- **What the task requires**: Write the records below out in full, character for character, with no pictures.

- **Supplied records**:
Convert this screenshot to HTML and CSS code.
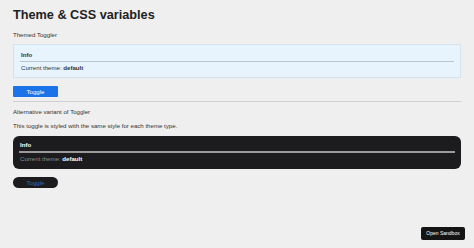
FILE: index.html
```html
<!DOCTYPE html>
<html>
<head>
<meta charset="utf-8">
<link rel="stylesheet" href="styles.css">
</head>
<body>
<h1 class="title">Theme &amp; CSS variables</h1>
<p class="text first">Themed Toggler</p>
<div class="info light">
  <div class="info-head">Info</div>
  <div class="info-body">Current theme: <b>default</b></div>
</div>
<button class="toggle blue">Toggle</button>
<hr class="rule">
<p class="text alt">Alternative variant of Toggler</p>
<p class="text alt">This toggle is styled with the same style for each theme type.</p>
<div class="info dark">
  <div class="info-head">Info</div>
  <div class="info-body">Current theme: <b>default</b></div>
</div>
<button class="toggle pill">Toggle</button>
<button class="sandbox">Open Sandbox</button>
</body>
</html>
```
FILE: styles.css
```css
html, body {
  margin: 0;
  padding: 0;
  background: #efefef;
}
body {
  padding: 0 13px;
  font-family: "Liberation Sans", Arial, sans-serif;
  font-size: 6.1px;
  line-height: 8px;
  color: #333;
  height: 248px;
  box-sizing: border-box;
  overflow: hidden;
}
.title {
  margin: 8px 0 0;
  font-size: 12.7px;
  line-height: 15px;
  font-weight: bold;
  color: #222;
}
.text {
  margin: 0;
}
.first {
  margin-top: 8px;
}
.alt {
  margin-top: 6px;
}
.info {
  margin-top: 5px;
  padding: 0 6px;
}
.info-head {
  font-weight: bold;
}
.light {
  background: #e7f3fd;
  border: 1px solid #d3e3ef;
}
.light .info-head {
  padding: 6px 1px 2px;
  border-bottom: 1px solid #b9c6d0;
  color: #333;
}
.light .info-body {
  padding: 2px 1px 5px;
}
.dark {
  margin-top: 6px;
  background: #1c1c1e;
  border-radius: 6px;
  color: #8a8a8a;
}
.dark .info-head {
  padding: 5px 1px 2px;
  border-bottom: 2px solid #9a9a9a;
  color: #fff;
}
.dark .info-body {
  padding: 2px 1px 6px;
}
.dark b {
  color: #fff;
}
.toggle {
  display: block;
  margin: 8px 0 0;
  width: 45px;
  height: 11px;
  padding: 0;
  border: none;
  font-family: "Liberation Sans", Arial, sans-serif;
  font-size: 6.1px;
  line-height: 11px;
}
.blue {
  background: #1a73e8;
  color: #fff;
  border-radius: 1px;
}
.pill {
  background: #1c1c1e;
  color: #2c68c8;
  border-radius: 6px;
}
.rule {
  margin: 4px 0 0;
  border: none;
  border-top: 1px solid #cfcfcf;
  height: 0;
}
.sandbox {
  position: fixed;
  left: 421px;
  top: 227px;
  width: 44px;
  height: 13px;
  padding: 0;
  border: none;
  border-radius: 2px;
  background: #141414;
  color: #fff;
  font-family: "Liberation Sans", Arial, sans-serif;
  font-size: 5px;
  line-height: 13px;
}
```
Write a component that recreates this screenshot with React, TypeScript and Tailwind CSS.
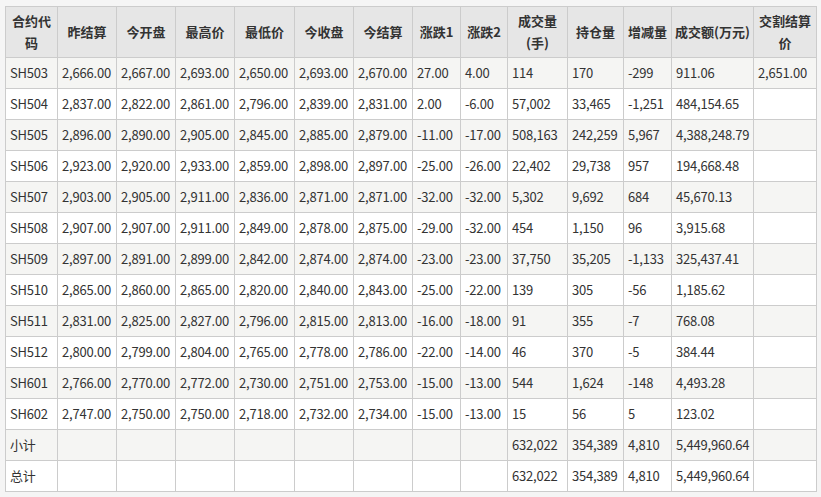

- **Expected output**:
Convert this screenshot to HTML and CSS code.
FILE: index.html
```html
<!DOCTYPE html>
<html>
<head>
<meta charset="utf-8">
<link rel="stylesheet" href="styles.css">
</head>
<body>
<h1 class="title">Theme &amp; CSS variables</h1>
<p class="text first">Themed Toggler</p>
<div class="info light">
  <div class="info-head">Info</div>
  <div class="info-body">Current theme: <b>default</b></div>
</div>
<button class="toggle blue">Toggle</button>
<hr class="rule">
<p class="text alt">Alternative variant of Toggler</p>
<p class="text alt">This toggle is styled with the same style for each theme type.</p>
<div class="info dark">
  <div class="info-head">Info</div>
  <div class="info-body">Current theme: <b>default</b></div>
</div>
<button class="toggle pill">Toggle</button>
<button class="sandbox">Open Sandbox</button>
</body>
</html>
```
FILE: styles.css
```css
html, body {
  margin: 0;
  padding: 0;
  background: #efefef;
}
body {
  padding: 0 13px;
  font-family: "Liberation Sans", Arial, sans-serif;
  font-size: 6.1px;
  line-height: 8px;
  color: #333;
  height: 248px;
  box-sizing: border-box;
  overflow: hidden;
}
.title {
  margin: 8px 0 0;
  font-size: 12.7px;
  line-height: 15px;
  font-weight: bold;
  color: #222;
}
.text {
  margin: 0;
}
.first {
  margin-top: 8px;
}
.alt {
  margin-top: 6px;
}
.info {
  margin-top: 5px;
  padding: 0 6px;
}
.info-head {
  font-weight: bold;
}
.light {
  background: #e7f3fd;
  border: 1px solid #d3e3ef;
}
.light .info-head {
  padding: 6px 1px 2px;
  border-bottom: 1px solid #b9c6d0;
  color: #333;
}
.light .info-body {
  padding: 2px 1px 5px;
}
.dark {
  margin-top: 6px;
  background: #1c1c1e;
  border-radius: 6px;
  color: #8a8a8a;
}
.dark .info-head {
  padding: 5px 1px 2px;
  border-bottom: 2px solid #9a9a9a;
  color: #fff;
}
.dark .info-body {
  padding: 2px 1px 6px;
}
.dark b {
  color: #fff;
}
.toggle {
  display: block;
  margin: 8px 0 0;
  width: 45px;
  height: 11px;
  padding: 0;
  border: none;
  font-family: "Liberation Sans", Arial, sans-serif;
  font-size: 6.1px;
  line-height: 11px;
}
.blue {
  background: #1a73e8;
  color: #fff;
  border-radius: 1px;
}
.pill {
  background: #1c1c1e;
  color: #2c68c8;
  border-radius: 6px;
}
.rule {
  margin: 4px 0 0;
  border: none;
  border-top: 1px solid #cfcfcf;
  height: 0;
}
.sandbox {
  position: fixed;
  left: 421px;
  top: 227px;
  width: 44px;
  height: 13px;
  padding: 0;
  border: none;
  border-radius: 2px;
  background: #141414;
  color: #fff;
  font-family: "Liberation Sans", Arial, sans-serif;
  font-size: 5px;
  line-height: 13px;
}
```
Write a component that recreates this screenshot with React, TypeScript and Tailwind CSS.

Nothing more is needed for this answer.